6. TERMINATION OF EMPLOYMENT
     (a) Termination of Employment Other than by Death. If the employment of a Participant terminates other than by death, the Participant’s participation in the Plan automatically and without any act on the Participant’s part shall terminate as of the date of the termination of the Participant’s employment. As soon as practicable after such a termination of employment, the Company will pay to the Participant the amount of the balance in the Participant’s account under the Plan without any interest thereon. Upon a Participant’s termination of employment covered by this Section 6(a), the Participant’s Authorization, interest in the Plan and Option under the Plan shall terminate. A transfer of employment from one Participating Company to another shall not be treated as a termination of employment.

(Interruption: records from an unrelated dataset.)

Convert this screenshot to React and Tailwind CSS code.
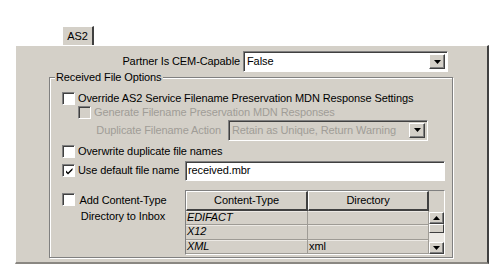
import React from "react";

const FONT = { fontFamily: '"Liberation Sans", Arial, sans-serif', letterSpacing: "-0.1px" };

function Check({ checked = false, disabled = false }) {
  return (
    <div
      className={`w-[13px] h-[13px] shrink-0 border-t border-l border-t-[#808080] border-l-[#808080] border-b border-r border-b-white border-r-white shadow-[inset_1px_1px_0_#404040] flex items-center justify-center ${
        disabled ? "bg-[#d4d0c8]" : "bg-white"
      }`}
    >
      {checked && (
        <svg width="9" height="9" viewBox="0 0 9 9" className="ml-[1px] mt-[1px]">
          <path d="M1 3.5 L3 5.5 L7.5 1 L7.5 3 L3 7.5 L1 5.5 Z" fill="#000" />
        </svg>
      )}
    </div>
  );
}

function ArrowBtn({ dir = "down", w = "w-[16px]", h = "h-full" }) {
  return (
    <div
      className={`${w} ${h} shrink-0 bg-[#d4d0c8] border-t border-l border-t-white border-l-white border-b border-r border-b-[#404040] border-r-[#404040] shadow-[inset_-1px_-1px_0_#808080] flex items-center justify-center`}
    >
      <svg width="7" height="4" viewBox="0 0 7 4">
        {dir === "down" ? (
          <path d="M0 0 L7 0 L3.5 4 Z" fill="#000" />
        ) : (
          <path d="M0 4 L7 4 L3.5 0 Z" fill="#000" />
        )}
      </svg>
    </div>
  );
}

function Select({ value, width, height, disabled = false }) {
  return (
    <div
      className={`${width} ${height} flex border border-t-[#808080] border-l-[#808080] border-b-white border-r-white shadow-[inset_1px_1px_0_#404040] p-[2px] ${
        disabled ? "bg-[#d4d0c8]" : "bg-white"
      }`}
    >
      <div
        className={`flex-1 min-w-0 overflow-hidden whitespace-nowrap flex items-center pl-[1px] ${
          disabled ? "text-[#a09d97]" : "text-black"
        }`}
      >
        {value}
      </div>
      <ArrowBtn />
    </div>
  );
}

export default function App() {
  return (
    <div
      className="w-[504px] h-[273px] bg-white pt-[26px] pl-[15px] text-[11px] leading-[13px] text-black whitespace-nowrap"
      style={FONT}
    >
      {/* tab */}
      <div className="ml-[47px] w-[32px] h-[19px] bg-[#d4d0c8] border-t border-l border-t-white border-l-white border-r-2 border-r-[#404040] flex items-center justify-center pt-[1px]">
        AS2
      </div>
      {/* panel */}
      <div className="w-[474px] h-[219px] bg-[#d4d0c8] border-t border-l border-t-white border-l-white border-r-2 border-r-[#404040] border-b-2 border-b-[#8a8782] flex flex-col">
        {/* partner row */}
        <div className="flex items-center mt-[5px] h-[21px]">
          <div className="w-[224px] text-right">Partner Is CEM-Capable</div>
          <div className="ml-[3px]">
            <Select value="False" width="w-[205px]" height="h-[21px]" />
          </div>
        </div>

        {/* fieldset */}
        <div className="relative ml-[33px] mt-[5px] w-[404px] h-[181px] border border-[#808080] shadow-[inset_1px_1px_0_#fff,1px_1px_0_#fff] flex flex-col pt-[13px]">
          <span className="absolute -top-[7px] left-[5px] px-[1px] bg-[#d4d0c8]">
            Received File Options
          </span>

          {/* override */}
          <div className="flex items-center h-[15px] pl-[12px] gap-[3px]">
            <Check />
            <span>Override AS2 Service Filename Preservation MDN Response Settings</span>
          </div>

          {/* generate */}
          <div className="flex items-center h-[13px] pl-[28px] gap-[3px] text-[#a09d97]">
            <Check disabled />
            <span>Generate Filename Preservation MDN Responses</span>
          </div>

          {/* duplicate */}
          <div className="flex items-center h-[22px]">
            <div className="w-[171px] text-right text-[#a09d97]">Duplicate Filename Action</div>
            <div className="ml-[7px]">
              <Select
                value="Retain as Unique, Return Warning"
                width="w-[200px]"
                height="h-[21px]"
                disabled
              />
            </div>
          </div>

          {/* overwrite */}
          <div className="flex items-center h-[14px] mt-[3px] pl-[12px] gap-[3px]">
            <Check />
            <span>Overwrite duplicate file names</span>
          </div>

          {/* use default */}
          <div className="flex items-center h-[21px] mt-[2px]">
            <div className="w-[135px] pl-[12px] flex items-center gap-[3px]">
              <Check checked />
              <span>Use default file name</span>
            </div>
            <div className="w-[260px] h-[20px] bg-white border border-t-[#808080] border-l-[#808080] border-b-white border-r-white shadow-[inset_1px_1px_0_#404040] flex items-center pl-[2px]">
              received.mbr
            </div>
          </div>

          {/* content-type */}
          <div className="flex mt-[9px] h-[65px]">
            <div className="w-[135px] pl-[12px] flex items-start gap-[2px] pt-[3px]">
              <Check />
              <span className="text-center leading-[16px] -mt-[1px] w-[92px]">
                Add Content-Type
                <br />
                Directory to Inbox
              </span>
            </div>
            <div className="w-[260px] h-[65px] border border-t-[#808080] border-l-[#808080] border-b-white border-r-white flex">
              <div className="flex-1 flex flex-col">
                <div className="flex h-[20px]">
                  <div className="w-[122px] bg-[#d4d0c8] border-t border-l border-t-white border-l-white border-b-2 border-r-2 border-b-[#404040] border-r-[#404040] flex items-center justify-center">
                    Content-Type
                  </div>
                  <div className="w-[121px] bg-[#d4d0c8] border-t border-l border-t-white border-l-white border-b-2 border-r-2 border-b-[#404040] border-r-[#404040] flex items-center justify-center">
                    Directory
                  </div>
                </div>
                {[
                  ["EDIFACT", ""],
                  ["X12", ""],
                  ["XML", "xml"],
                ].map(([a, b]) => (
                  <div key={a} className="flex h-[14.5px]">
                    <div className="w-[122px] border-b border-r border-[#9e9b95] shadow-[inset_0_1px_0_#ece9e4] italic pl-[1px] flex items-center">
                      {a}
                    </div>
                    <div className="w-[121px] border-b border-r border-[#9e9b95] shadow-[inset_0_1px_0_#ece9e4] pl-[1px] flex items-center">
                      {b}
                    </div>
                  </div>
                ))}
              </div>
              {/* scrollbar column */}
              <div className="w-[15px] flex flex-col">
                <div className="h-[21px] bg-[#d4d0c8]" />
                <ArrowBtn dir="up" w="w-[15px]" h="h-[12px]" />
                <div className="h-[9px] w-[15px] bg-[#d4d0c8] border-t border-l border-t-white border-l-white border-b border-r border-b-[#404040] border-r-[#404040]" />
                <div className="flex-1 bg-[#ece9e4]" />
                <ArrowBtn dir="down" w="w-[15px]" h="h-[12px]" />
              </div>
            </div>
          </div>
        </div>
      </div>
    </div>
  );
}
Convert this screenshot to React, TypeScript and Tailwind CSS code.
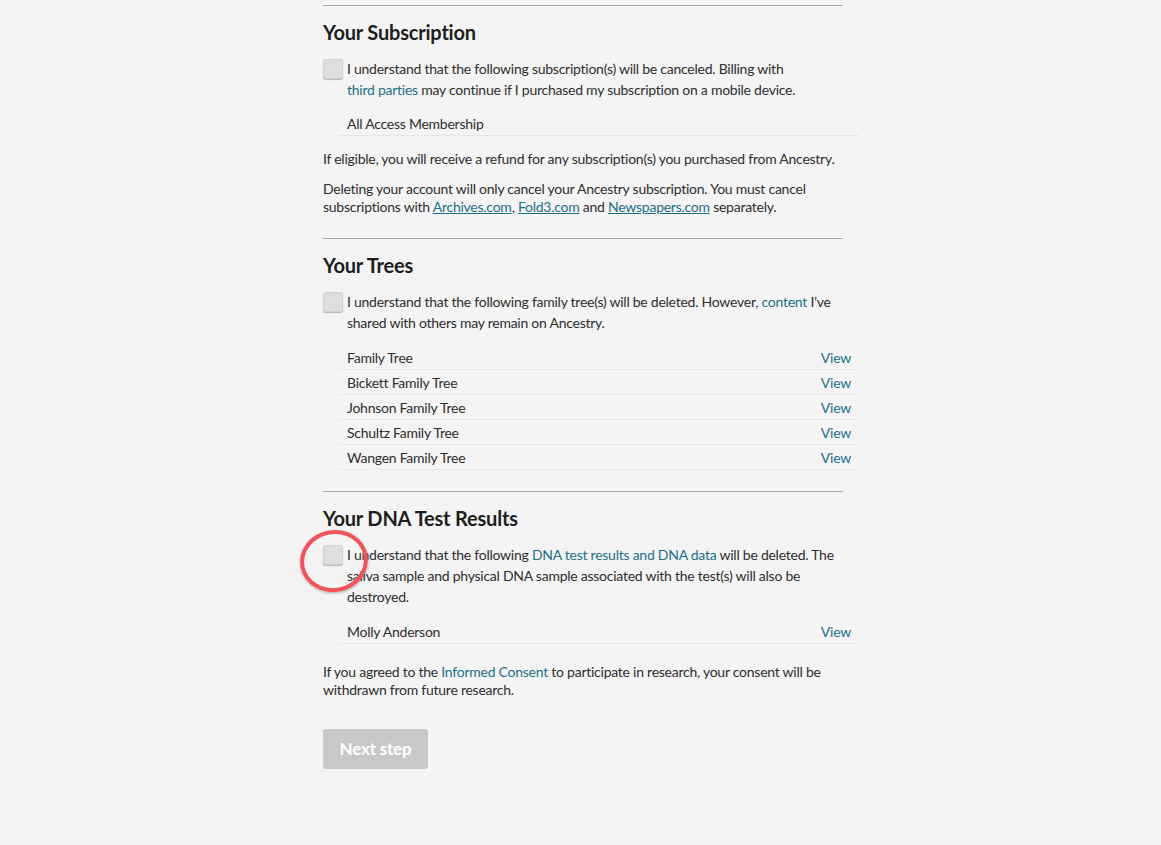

     (b) Termination By Death. If the employment of a participant is terminated by the Participant’s death, the executor of the Participant’s will or the administrator of the Participant’s estate by written notice to the Company may request payment of the balance in the Participant’s account under the Plan, in which event the Company shall make such payment without any interest thereon as soon as practicable after receiving such notice; upon receipt of such notice the Participant’s Authorization, interest in the Plan and Option under the Plan shall terminate. If the Company does not receive such notice prior to the next Date of Exercise, the Participant’s Option shall be deemed to have been exercised on such Date of Exercise and any cash remaining in such Participant’s account thereafter shall be distributed in cash without interest thereon pursuant to Section 5(a) hereof.

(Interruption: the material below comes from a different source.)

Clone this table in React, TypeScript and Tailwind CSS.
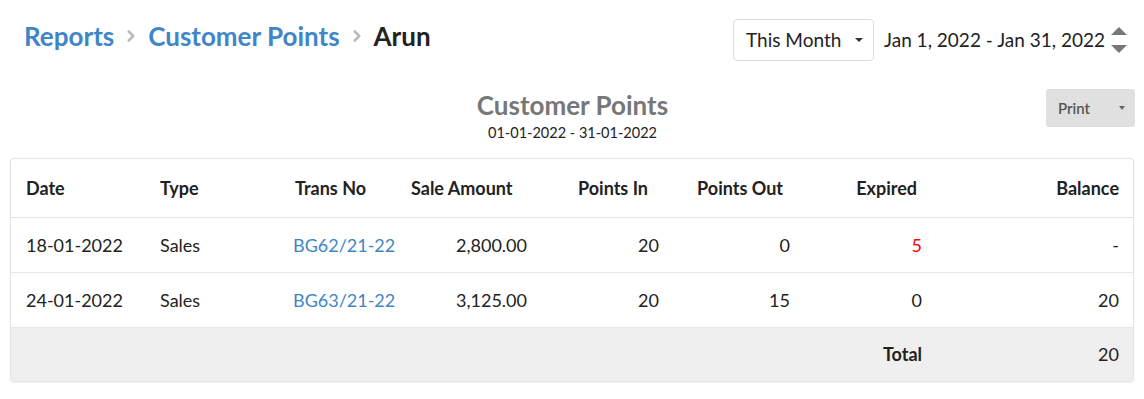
import { ChevronRight } from 'lucide-react'

const rows = [
  { date: '18-01-2022', type: 'Sales', no: 'BG62/21-22', amount: '2,800.00', pin: '20', pout: '0', expired: '5', balance: '-' },
  { date: '24-01-2022', type: 'Sales', no: 'BG63/21-22', amount: '3,125.00', pin: '20', pout: '15', expired: '0', balance: '20' },
]

export default function App() {
  return (
    <div className="min-h-[399px] bg-white text-[#222] font-['Lato','Liberation_Sans',sans-serif]">
      {/* top bar */}
      <div className="flex items-start justify-between pl-6 pr-[17px] pt-[19px]">
        <div className="flex items-center gap-[8px] text-[26px] font-bold leading-[34px]">
          <span className="text-[#3f86c8]">Reports</span>
          <ChevronRight size={18} strokeWidth={3.5} className="text-[#bbb]" />
          <span className="text-[#3f86c8]">Customer Points</span>
          <ChevronRight size={18} strokeWidth={3.5} className="text-[#bbb]" />
          <span className="text-[#222]">Arun</span>
        </div>
        <div className="flex items-center">
          <div className="flex items-center h-[42px] w-[141px] border border-[#ddd] rounded-[4px] pl-[12px] text-[19px]">
            <span>This Month</span>
            <span className="ml-[14px] w-0 h-0 border-l-[4px] border-r-[4px] border-t-[4px] border-l-transparent border-r-transparent border-t-[#333]" />
          </div>
          <span className="ml-[10px] text-[19px]">Jan 1, 2022 - Jan 31, 2022</span>
          <div className="ml-[6px] flex flex-col gap-[10px]">
            <span className="w-0 h-0 border-l-[8px] border-r-[8px] border-b-[8px] border-l-transparent border-r-transparent border-b-[#777]" />
            <span className="w-0 h-0 border-l-[8px] border-r-[8px] border-t-[8px] border-l-transparent border-r-transparent border-t-[#777]" />
          </div>
        </div>
      </div>

      {/* report title */}
      <div className="relative mt-[28px] px-[10px]">
        <div className="flex flex-col items-center pl-[1px]">
          <h1 className="text-[26px] font-bold text-[#777] leading-[30px] mt-[1px]">Customer Points</h1>
          <p className="text-[14.5px] leading-[18px] mt-[4px]">01-01-2022 - 31-01-2022</p>
        </div>
        <button className="absolute right-[9px] top-0 flex items-center h-[38px] w-[89px] rounded-[3px] bg-[#e0e0e0] pl-[12px] text-[15px] font-semibold text-[#555]">
          Print
          <span className="ml-[29px] w-0 h-0 border-l-[3.5px] border-r-[3.5px] border-t-[4px] border-l-transparent border-r-transparent border-t-[#666]" />
        </button>
      </div>

      {/* table */}
      <div className="mx-[10px] mt-[16px] border border-[#e3e3e3] rounded-[4px] shadow-[0_1px_2px_rgba(0,0,0,0.06)] text-[18px]">
        <div className="flex items-center h-[59px] pl-[15px] pr-[14px] font-bold border-b border-[#e3e3e3]">
          <div className="w-[134px]">Date</div>
          <div className="w-[135px]">Type</div>
          <div className="w-[116px]">Trans No</div>
          <div className="w-[103px] whitespace-nowrap">Sale Amount</div>
          <div className="w-[134px] text-right">Points In</div>
          <div className="w-[135px] text-right">Points Out</div>
          <div className="w-[134px] text-right">Expired</div>
          <div className="flex-1 text-right">Balance</div>
        </div>
        {rows.map((r) => (
          <div key={r.no} className="flex items-center h-[55px] pl-[15px] pr-[14px] border-b border-[#e8e8e8]">
            <div className="w-[134px]">{r.date}</div>
            <div className="w-[133px]">{r.type}</div>
            <div className="w-[107px] text-[#3f86c8]">{r.no}</div>
            <div className="w-[127px] text-right">{r.amount}</div>
            <div className="w-[132px] text-right">{r.pin}</div>
            <div className="w-[131px] text-right">{r.pout}</div>
            <div className={`w-[132px] text-right ${r.expired === '5' ? 'text-[#f00]' : ''}`}>{r.expired}</div>
            <div className="flex-1 text-right">{r.balance}</div>
          </div>
        ))}
        <div className="flex items-center h-[53px] pl-[15px] pr-[14px] bg-[#efefef] rounded-b-[4px]">
          <div className="w-[896px] text-right font-bold">Total</div>
          <div className="flex-1 text-right">20</div>
        </div>
      </div>
    </div>
  )
}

7. RESTRICTION UPON ASSIGNMENT
     An Option granted under the Plan shall not be transferable other than by will or the laws of descent and distribution, and is exercisable during the Participant’s lifetime only by the Participant. Except as provided in Section 6(b) hereof, an Option may not be exercised to any extent except by the Participant. The Company shall not recognize and shall be under no duty to recognize any assignment or alienation of the Participant’s interest in the Plan, the Participant’s Option or any rights under the Participant’s Option.

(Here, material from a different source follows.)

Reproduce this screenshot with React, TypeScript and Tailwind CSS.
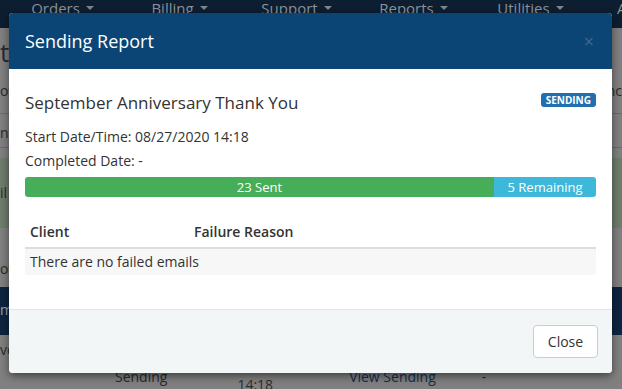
import React from "react";

const navItems = ["Orders", "Billing", "Support", "Reports", "Utilities"];

function Caret() {
  return <span className="ml-1.5 inline-block border-x-[4px] border-t-[4px] border-x-transparent border-t-[#7d858e] align-middle" />;
}

export default function App() {
  const sent = 23;
  const remaining = 5;
  const pct = (sent / (sent + remaining)) * 100;

  return (
    <div className="relative h-[389px] w-[622px] overflow-hidden bg-[#808080] font-['Open_Sans',sans-serif]">
      {/* dimmed page behind the dialog */}
      <div className="flex h-[28px] items-start bg-[#0d1e31] text-[15px] leading-[16px] text-[#8b939c]">
        {navItems.map((n) => (
          <div key={n} className="flex w-[117px] shrink-0 items-center justify-center pl-2">
            {n}
            <Caret />
          </div>
        ))}
        <div className="pl-[32px]">A</div>
      </div>
      <div className="mt-1 text-[26px] leading-[40px] text-[#2a2a2a]">tn</div>
      <div className="mt-2 border-b border-[#6c6c6c] pb-3 text-[14px] text-[#2a2a2a]">
        <div className="flex justify-between">
          <span>ow</span>
          <span>nc</span>
        </div>
      </div>
      <div className="h-[34px] border-b border-[#6c6c6c] py-2 text-[14px] text-[#2a2a2a]">np</div>
      <div className="mt-[10px] h-[70px] bg-[#6f7d6d] py-6 text-[14px] text-[#2a2a2a]">il</div>
      <div className="mt-[30px] text-[14px] text-[#2a2a2a]">ow</div>
      <div className="mt-[8px] h-[48px] bg-[#0d2540] py-3 text-[14px] text-[#9aa3ad]">m</div>
      <div className="pt-1 text-[14px] text-[#2a2a2a]">ve</div>
      <div className="relative mt-[6px] flex text-[14px] text-[#2a2a2a]">
        <span className="ml-[115px]">Sending</span>
        <span className="ml-[70px] mt-2">14:18</span>
        <span className="ml-[76px] text-[#152d4d]">View Sending</span>
        <span className="ml-[46px]">-</span>
      </div>

      {/* dialog */}
      <div className="absolute left-[9px] top-[13px] flex w-[603px] flex-col overflow-hidden rounded-[4px] bg-white shadow-[0_3px_9px_rgba(0,0,0,0.5)]">
        <div className="flex h-[56px] items-center justify-between bg-[#0b4576] px-4">
          <h3 className="text-[18px] text-white">Sending Report</h3>
          <span className="mr-[2px] text-[18px] leading-none text-[#3d6a92]">×</span>
        </div>

        <div className="px-4 pb-[34px] pt-[22px] text-[14px] text-[#333]">
          <div className="flex items-start justify-between">
            <h4 className="text-[17px] leading-[24px]">September Anniversary Thank You</h4>
            <span className="mt-[2px] rounded-[3px] bg-[#1f6fb1] px-[5px] text-[10px] font-bold leading-[14px] text-white">SENDING</span>
          </div>
          <p className="mt-3 leading-[20px]">Start Date/Time: 08/27/2020 14:18</p>
          <p className="mt-1 leading-[20px]">Completed Date: -</p>
          <div className="mt-[6px] flex h-[20px] overflow-hidden rounded-[3px] text-[13px] leading-[20px] text-white">
            <div className="bg-[#46ae58] text-center" style={{ width: `${pct}%` }}>{sent} Sent</div>
            <div className="flex-1 bg-[#3db8da] text-center">{remaining} Remaining</div>
          </div>

          <table className="mt-[18px] w-full text-left">
            <thead>
              <tr className="border-b-2 border-[#ddd]">
                <th className="w-[164px] px-[5px] pb-[5px] pt-[6px] font-semibold">Client</th>
                <th className="px-[5px] pb-[5px] pt-[6px] font-semibold">Failure Reason</th>
              </tr>
            </thead>
            <tbody>
              <tr className="bg-[#f7f7f7]">
                <td colSpan={2} className="px-[5px] py-[3px] leading-[20px]">There are no failed emails</td>
              </tr>
            </tbody>
          </table>
        </div>

        <div className="flex h-[64px] items-center justify-end border-t border-[#e3e6e8] bg-[#f3f6f7] px-[14px]">
          <button className="h-[33px] w-[65px] rounded-[4px] border border-[#ccc] bg-white text-[14px] text-[#333]">Close</button>
        </div>
      </div>
    </div>
  );
}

8. NO RIGHTS OF STOCKHOLDERS UNTIL SHARES ISSUED
     With respect to shares of Stock subject to an Option, a Participant shall not be deemed to be a stockholder of the Company, and the Participant shall not have any of the rights or privileges of a stockholder, until such shares have been issued to the Participant or his or her nominee following exercise of the Participant’s Option. No adjustments shall be made for dividends (ordinary or extraordinary, whether in cash securities, or other property) or distribution or other rights for which the record date occurs prior to the date of such issuance, except as otherwise expressly provided herein.
9. CHANGES IN THE STOCK; ADJUSTMENTS OF AN OPTION
     Whenever any change is made in the Stock or to Options outstanding under the Plan, by reason of a stock split, stock dividend, recapitalization or other subdivision, combination, or reclassification of shares, appropriate action shall be taken by the Committee to adjust accordingly the number of shares of Stock subject to the Plan and the number and the Option Price of shares of Stock subject to the Options outstanding under the Plan to preserve, but not increase, the rights of Participants hereunder.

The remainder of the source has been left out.